I am currently reading your book The Careless Society.  While I find many of your ideas about the professional service industry to be insightful, I am also troubled to see in your writing what appears to be a reversal of often plainly evident cause-and-effect relationships regarding the consumption of social services.

I quote from your chapter “Do No Harm”:

“The community, a social space where citizens turn to solve problems, may be displaced by the intervention of human service professionals acting as an alternative method of problem-solving.  Human service professionals with special expertise, techniques, and technology push out the problem-solving knowledge and action of friend, neighbor, citizen, and association.” (p. 105-106)               

I believe I understand the rationale behind statements like these.  I concede that there are some instances where professional services encroach upon more appropriate familial and cultural tools and traditions for the resolution of conflicts.  Your example early in the book of a bereavement counselor offering a professional, esoteric body of knowledge and technique to a group with such cohesive and entrenched cultural practices as those of an American Indian people is a fine example.  But I do object to the notion that most (or even many) of our country’s most pressing social problems are the direct or indirect result of “specifically counterproductive” human service operations.

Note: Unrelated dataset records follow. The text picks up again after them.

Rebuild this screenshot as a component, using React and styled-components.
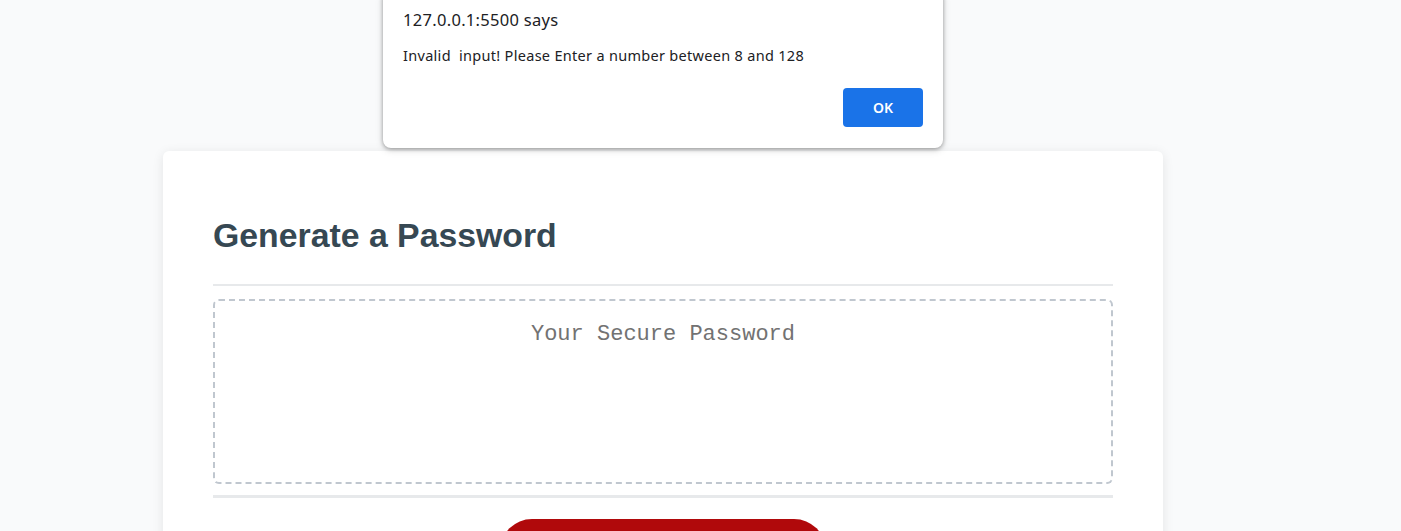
import React from "react";
import styled, { createGlobalStyle } from "styled-components";

const GlobalStyle = createGlobalStyle`
  html, body {
    margin: 0;
    padding: 0;
    background: #f9fafb;
    font-family: "Liberation Sans", Arial, sans-serif;
    overflow: hidden;
  }
`;

const Page = styled.div`
  position: relative;
  min-height: 531px;
  width: 1326px;
  margin: 0 auto 0 0;
  padding-top: 151px;
`;

const Card = styled.div`
  width: 1000px;
  margin: 0 auto;
  box-sizing: border-box;
  padding: 64px 50px 40px;
  background: #ffffff;
  border-radius: 6px;
  box-shadow: 0 2px 12px rgba(0, 0, 0, 0.09);
`;

const Header = styled.div`
  padding-bottom: 28px;
  border-bottom: 2px solid #e7e9eb;
`;

const Title = styled.h2`
  margin: 0;
  font-size: 33.8px;
  line-height: 41px;
  font-weight: 700;
  color: #364853;
`;

const Body = styled.div`
  padding: 13px 0 11px;
  border-bottom: 3px solid #e7e9eb;
`;

const PasswordBox = styled.textarea`
  display: block;
  width: 100%;
  height: 185px;
  box-sizing: border-box;
  padding: 20px 16px 18px;
  border: 2px dashed #c0c7cf;
  border-radius: 6px;
  resize: none;
  overflow: hidden;
  outline: none;
  text-align: center;
  font-family: "Liberation Mono", "DejaVu Sans Mono", monospace;
  font-size: 22px;
  line-height: 28px;
  color: #333;

  &::placeholder {
    color: #727272;
  }
`;

const Footer = styled.div`
  display: flex;
  justify-content: center;
  padding-top: 21px;
`;

const GenerateButton = styled.button`
  width: 326px;
  border: none;
  border-radius: 32px;
  background: #b0090b;
  color: #fff;
  font-family: "Liberation Sans", Arial, sans-serif;
  font-size: 22px;
  line-height: 22px;
  padding: 26px 34px 18px;
  cursor: pointer;
`;

const Dialog = styled.div`
  position: absolute;
  top: -10px;
  left: 383px;
  width: 560px;
  box-sizing: border-box;
  padding: 20px 20px 21px;
  background: #fff;
  border-radius: 8px;
  box-shadow: 0 1px 4px rgba(0, 0, 0, 0.35), 0 2px 8px rgba(0, 0, 0, 0.12);
  font-family: "Noto Sans", "Open Sans", sans-serif;
  display: flex;
  flex-direction: column;
`;

const DialogTitle = styled.div`
  font-size: 16.5px;
  line-height: 20px;
  letter-spacing: 0.3px;
  color: #202124;
`;

const DialogMessage = styled.div`
  margin-top: 16px;
  font-size: 14.5px;
  line-height: 18px;
  letter-spacing: 0.3px;
  color: #202124;
  white-space: pre;
`;

const DialogActions = styled.div`
  display: flex;
  justify-content: flex-end;
  margin-top: 24px;
`;

const OkButton = styled.button`
  width: 80px;
  height: 39px;
  border: none;
  border-radius: 4px;
  background: #1a73e8;
  color: #fff;
  font-family: "Noto Sans", "Open Sans", sans-serif;
  font-weight: 600;
  font-size: 14px;
`;

export default function App() {
  return (
    <>
      <GlobalStyle />
      <Page>
        <Card>
          <Header>
            <Title>Generate a Password</Title>
          </Header>
          <Body>
            <PasswordBox
              readOnly
              placeholder="Your Secure Password"
              aria-label="Generated Password"
            />
          </Body>
          <Footer>
            <GenerateButton>Generate Password</GenerateButton>
          </Footer>
        </Card>

        <Dialog role="alertdialog">
          <DialogTitle>127.0.0.1:5500 says</DialogTitle>
          <DialogMessage>{"Invalid  input! Please Enter a number between 8 and 128"}</DialogMessage>
          <DialogActions>
            <OkButton>OK</OkButton>
          </DialogActions>
        </Dialog>
      </Page>
    </>
  );
}
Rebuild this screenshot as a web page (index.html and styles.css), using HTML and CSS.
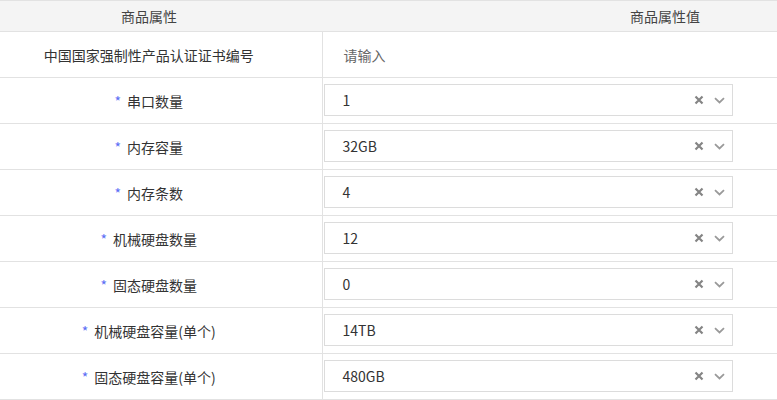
FILE: index.html
```html
<!DOCTYPE html>
<html lang="zh-CN">
  <head>
    <meta charset="utf-8" />
    <title>商品属性</title>
    <link rel="stylesheet" href="styles.css">
  </head>
  <body>
    <div class="table-wrap">
    <table class="attr-table">
      <thead>
        <tr>
          <th class="col-name">商品属性</th>
          <th class="col-value">商品属性值</th>
        </tr>
      </thead>
      <tbody>
        <tr>
          <td class="col-name">中国国家强制性产品认证证书编号</td>
          <td class="col-value"><div class="plain-input">请输入</div></td>
        </tr>
        <tr>
          <td class="col-name"><span class="req">*</span>串口数量</td>
          <td class="col-value">
            <div class="select"><span class="select-text">1</span>
              <span class="select-icons">
                <svg class="ico-clear" width="10" height="10" viewBox="0 0 10 10"><path d="M1.5 1.5L8.5 8.5M8.5 1.5L1.5 8.5" stroke="#858585" stroke-width="2.2"/></svg>
                <svg class="ico-arrow" width="11" height="7" viewBox="0 0 11 7"><path d="M1 1.2L5.5 5.5L10 1.2" stroke="#9a9a9a" stroke-width="1.8" fill="none"/></svg>
              </span>
            </div>
          </td>
        </tr>
        <tr>
          <td class="col-name"><span class="req">*</span>内存容量</td>
          <td class="col-value">
            <div class="select"><span class="select-text">32GB</span>
              <span class="select-icons">
                <svg class="ico-clear" width="10" height="10" viewBox="0 0 10 10"><path d="M1.5 1.5L8.5 8.5M8.5 1.5L1.5 8.5" stroke="#858585" stroke-width="2.2"/></svg>
                <svg class="ico-arrow" width="11" height="7" viewBox="0 0 11 7"><path d="M1 1.2L5.5 5.5L10 1.2" stroke="#9a9a9a" stroke-width="1.8" fill="none"/></svg>
              </span>
            </div>
          </td>
        </tr>
        <tr>
          <td class="col-name"><span class="req">*</span>内存条数</td>
          <td class="col-value">
            <div class="select"><span class="select-text">4</span>
              <span class="select-icons">
                <svg class="ico-clear" width="10" height="10" viewBox="0 0 10 10"><path d="M1.5 1.5L8.5 8.5M8.5 1.5L1.5 8.5" stroke="#858585" stroke-width="2.2"/></svg>
                <svg class="ico-arrow" width="11" height="7" viewBox="0 0 11 7"><path d="M1 1.2L5.5 5.5L10 1.2" stroke="#9a9a9a" stroke-width="1.8" fill="none"/></svg>
              </span>
            </div>
          </td>
        </tr>
        <tr>
          <td class="col-name"><span class="req">*</span>机械硬盘数量</td>
          <td class="col-value">
            <div class="select"><span class="select-text">12</span>
              <span class="select-icons">
                <svg class="ico-clear" width="10" height="10" viewBox="0 0 10 10"><path d="M1.5 1.5L8.5 8.5M8.5 1.5L1.5 8.5" stroke="#858585" stroke-width="2.2"/></svg>
                <svg class="ico-arrow" width="11" height="7" viewBox="0 0 11 7"><path d="M1 1.2L5.5 5.5L10 1.2" stroke="#9a9a9a" stroke-width="1.8" fill="none"/></svg>
              </span>
            </div>
          </td>
        </tr>
        <tr>
          <td class="col-name"><span class="req">*</span>固态硬盘数量</td>
          <td class="col-value">
            <div class="select"><span class="select-text">0</span>
              <span class="select-icons">
                <svg class="ico-clear" width="10" height="10" viewBox="0 0 10 10"><path d="M1.5 1.5L8.5 8.5M8.5 1.5L1.5 8.5" stroke="#858585" stroke-width="2.2"/></svg>
                <svg class="ico-arrow" width="11" height="7" viewBox="0 0 11 7"><path d="M1 1.2L5.5 5.5L10 1.2" stroke="#9a9a9a" stroke-width="1.8" fill="none"/></svg>
              </span>
            </div>
          </td>
        </tr>
        <tr>
          <td class="col-name"><span class="req">*</span>机械硬盘容量(单个)</td>
          <td class="col-value">
            <div class="select"><span class="select-text">14TB</span>
              <span class="select-icons">
                <svg class="ico-clear" width="10" height="10" viewBox="0 0 10 10"><path d="M1.5 1.5L8.5 8.5M8.5 1.5L1.5 8.5" stroke="#858585" stroke-width="2.2"/></svg>
                <svg class="ico-arrow" width="11" height="7" viewBox="0 0 11 7"><path d="M1 1.2L5.5 5.5L10 1.2" stroke="#9a9a9a" stroke-width="1.8" fill="none"/></svg>
              </span>
            </div>
          </td>
        </tr>
        <tr>
          <td class="col-name"><span class="req">*</span>固态硬盘容量(单个)</td>
          <td class="col-value">
            <div class="select"><span class="select-text">480GB</span>
              <span class="select-icons">
                <svg class="ico-clear" width="10" height="10" viewBox="0 0 10 10"><path d="M1.5 1.5L8.5 8.5M8.5 1.5L1.5 8.5" stroke="#858585" stroke-width="2.2"/></svg>
                <svg class="ico-arrow" width="11" height="7" viewBox="0 0 11 7"><path d="M1 1.2L5.5 5.5L10 1.2" stroke="#9a9a9a" stroke-width="1.8" fill="none"/></svg>
              </span>
            </div>
          </td>
        </tr>
      </tbody>
    </table>
    </div>
  </body>
</html>
```

FILE: styles.css
```css
body {
  margin: 0;
  background-color: #fff;
  font-family: "Noto Sans CJK SC", "Noto Sans", sans-serif;
  font-size: 14px;
  color: #333;
  overflow: hidden;
}
.table-wrap {
  width: 100%;
  overflow: hidden;
}
.attr-table {
  width: 1008px;
  border-collapse: collapse;
  table-layout: fixed;
}
.attr-table th {
  height: 30px;
  padding: 0;
  background-color: #f4f4f4;
  border-top: 1px solid #e2e2e2;
  border-bottom: 1px solid #e2e2e2;
  font-weight: normal;
  color: #444;
  line-height: 30px;
}
.attr-table td {
  height: 45px;
  padding: 0;
  border-bottom: 1px solid #e2e2e2;
}
.attr-table .col-name {
  width: 298px;
  padding-right: 24px;
  text-align: center;
}
.attr-table td.col-value {
  border-left: 1px solid #e2e2e2;
  padding-left: 1px;
}
.req {
  color: #5b6ef5;
  margin-right: 6px;
}
.plain-input {
  padding-left: 20px;
  color: #666;
}
.select {
  width: 389px;
  height: 30px;
  margin-top: -1px;
  border: 1px solid #dcdcdc;
  display: flex;
  align-items: center;
  justify-content: space-between;
  padding-left: 18px;
}
.select-icons {
  display: flex;
  align-items: center;
  gap: 10px;
  padding-right: 7px;
}
.ico-clear {
  display: block;
}
.ico-arrow {
  display: block;
}
```
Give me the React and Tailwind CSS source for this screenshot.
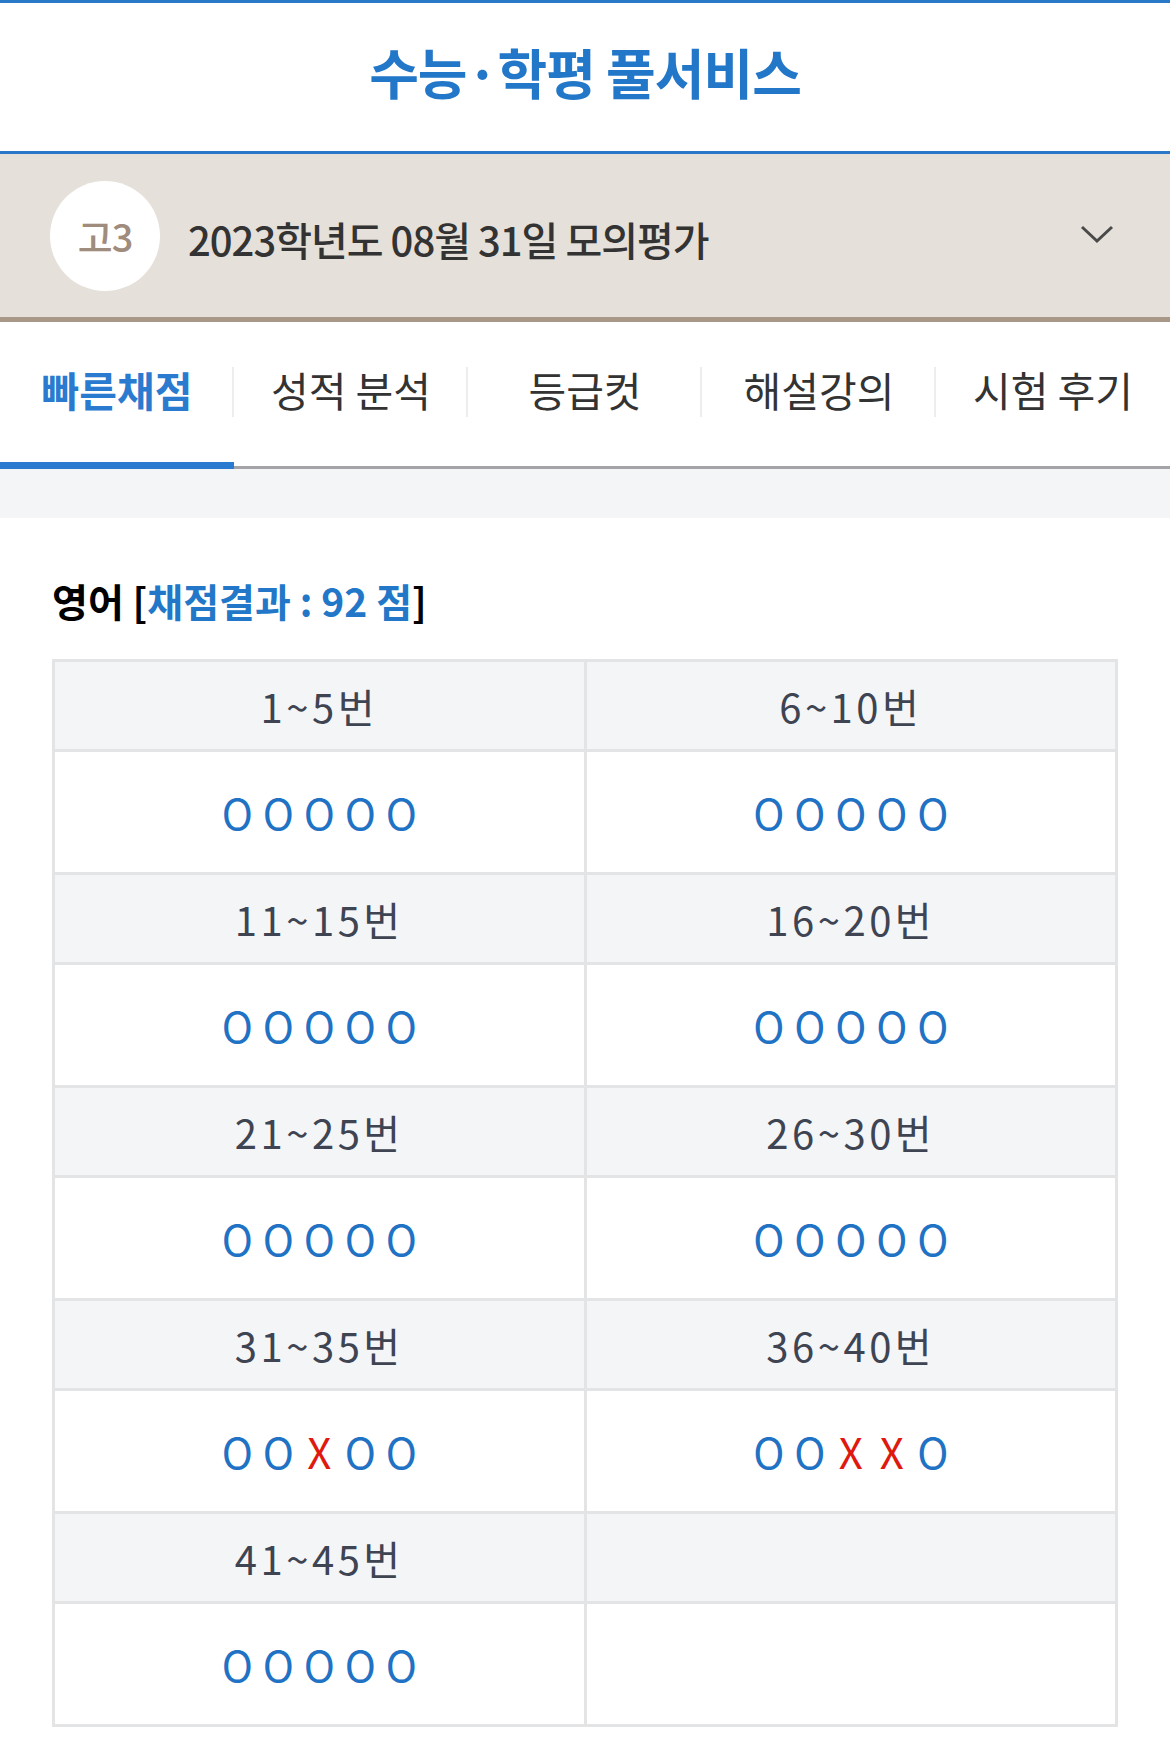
import React from 'react';

const tabs = ['빠른채점', '성적 분석', '등급컷', '해설강의', '시험 후기'];

const blocks = [
  { range: '1~5번', marks: 'OOOOO' },
  { range: '6~10번', marks: 'OOOOO' },
  { range: '11~15번', marks: 'OOOOO' },
  { range: '16~20번', marks: 'OOOOO' },
  { range: '21~25번', marks: 'OOOOO' },
  { range: '26~30번', marks: 'OOOOO' },
  { range: '31~35번', marks: 'OOXOO' },
  { range: '36~40번', marks: 'OOXXO' },
  { range: '41~45번', marks: 'OOOOO' },
  { range: '', marks: '' },
];

function Marks({ marks }) {
  return (
    <div className="flex items-center justify-center">
      {marks.split('').map((m, i) => (
        <span
          key={i}
          className={`w-[41px] text-center text-[42px] leading-none ${m === 'X' ? 'text-[#e0190f]' : 'text-[#1f72c4]'}`}
        >
          {m}
        </span>
      ))}
    </div>
  );
}

function Cell({ range, marks }) {
  return (
    <div className="flex flex-col">
      <div className="h-[90px] flex items-center justify-center bg-[#f4f5f7] border-r-[3px] border-b-[3px] border-[#e3e4e6] text-[40px] tracking-[3.5px] text-[#3e4452]">
        {range}
      </div>
      <div className="h-[123px] flex items-center justify-center bg-white border-r-[3px] border-b-[3px] border-[#e3e4e6]">
        <Marks marks={marks} />
      </div>
    </div>
  );
}

export default function App() {
  return (
    <div className="w-[1170px] min-h-[1758px] bg-white font-['Noto_Sans_CJK_KR','Noto_Sans',sans-serif]">
      {/* header */}
      <header className="h-[154px] border-t-[3px] border-b-[3px] border-[#2a78c8] flex items-center justify-center pb-[12px]">
        <h1 className="text-[54px] font-bold text-[#2277c8] tracking-[-1px]">수능·학평 풀서비스</h1>
      </header>

      {/* exam selector */}
      <div className="h-[168px] bg-[#e5e0d9] border-b-[5px] border-[#a99787] flex items-center pl-[50px] pr-[56px]">
        <div className="w-[110px] h-[110px] rounded-full bg-white flex items-center justify-center text-[38px] text-[#a08c7c] font-medium tracking-[-1px]">
          고3
        </div>
        <p className="ml-[28px] pt-[6px] flex-1 text-[40px] font-medium text-[#333333] tracking-[-1px]">
          2023학년도 08월 31일 모의평가
        </p>
        <svg width="34" height="20" viewBox="0 0 34 20" fill="none" className="mb-1">
          <polyline points="2,3 17,17 32,3" stroke="#4a4a4a" strokeWidth="3" />
        </svg>
      </div>

      {/* tabs */}
      <nav className="h-[147px] grid grid-cols-5 border-b-[3px] border-[#a3a3a8]">
        {tabs.map((t, i) => (
          <div key={t} className="relative flex items-center justify-center pb-2">
            <span
              className={`text-[41px] ${i === 0 ? 'font-bold text-[#2a7bd0]' : 'text-[#333333]'}`}
            >
              {t}
            </span>
            {i < 4 && <div className="absolute right-0 top-[45px] h-[50px] w-[2px] bg-[#ededed]" />}
            {i === 0 && <div className="absolute left-0 right-0 -bottom-[3px] h-[7px] bg-[#2a7bd0]" />}
          </div>
        ))}
      </nav>

      <div className="h-[49px] bg-[#f4f5f7]" />

      {/* result */}
      <section className="px-[52px] pt-[60px]">
        <h2 className="text-[39px] font-bold text-black leading-[44px]">
          영어 [<span className="text-[#2277c8]">채점결과 : 92 점</span>]
        </h2>
        <div className="mt-[37px] grid grid-cols-2 border-l-[3px] border-t-[3px] border-[#e3e4e6]">
          {blocks.map((b, i) => (
            <Cell key={i} range={b.range} marks={b.marks} />
          ))}
        </div>
      </section>
    </div>
  );
}
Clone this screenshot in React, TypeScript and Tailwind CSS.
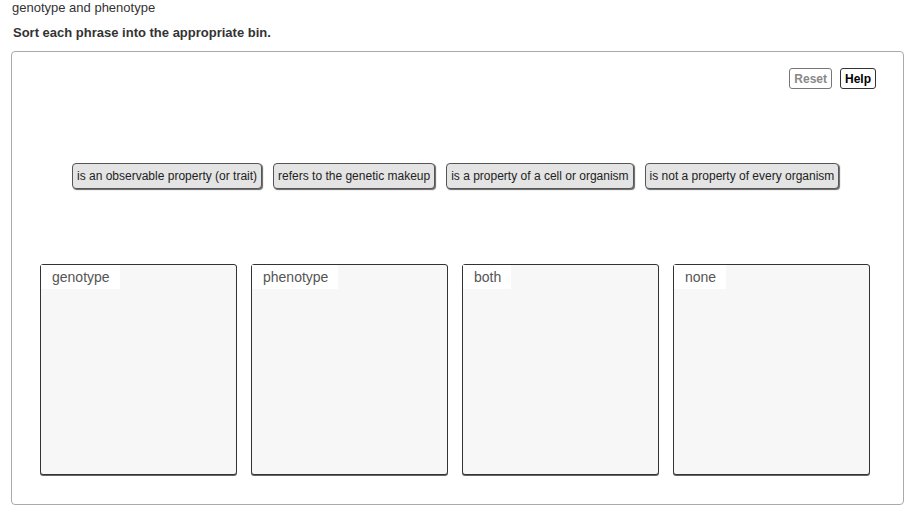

I work for a suicide and mental health crisis hotline in Cleveland, Ohio.  My experience has taught me the exact opposite of the idea summarized in the quotation above.  I find that those most in need of speaking to a stranger on the telephone about a crisis they are experiencing in their life are those without a network of social supports.  These individuals are not calling a community mental health agency because we, as human service providers, have usurped their family’s role as the principal source of sustaining support.  They are very often calling precisely because those supports have broken down — or were never there in the first place.  Rarely do I speak with someone on the phone who has a tightly knit family, a loving spouse, a close circle of good friends, or children who are emotionally and financially supportive as he or she comes of old age.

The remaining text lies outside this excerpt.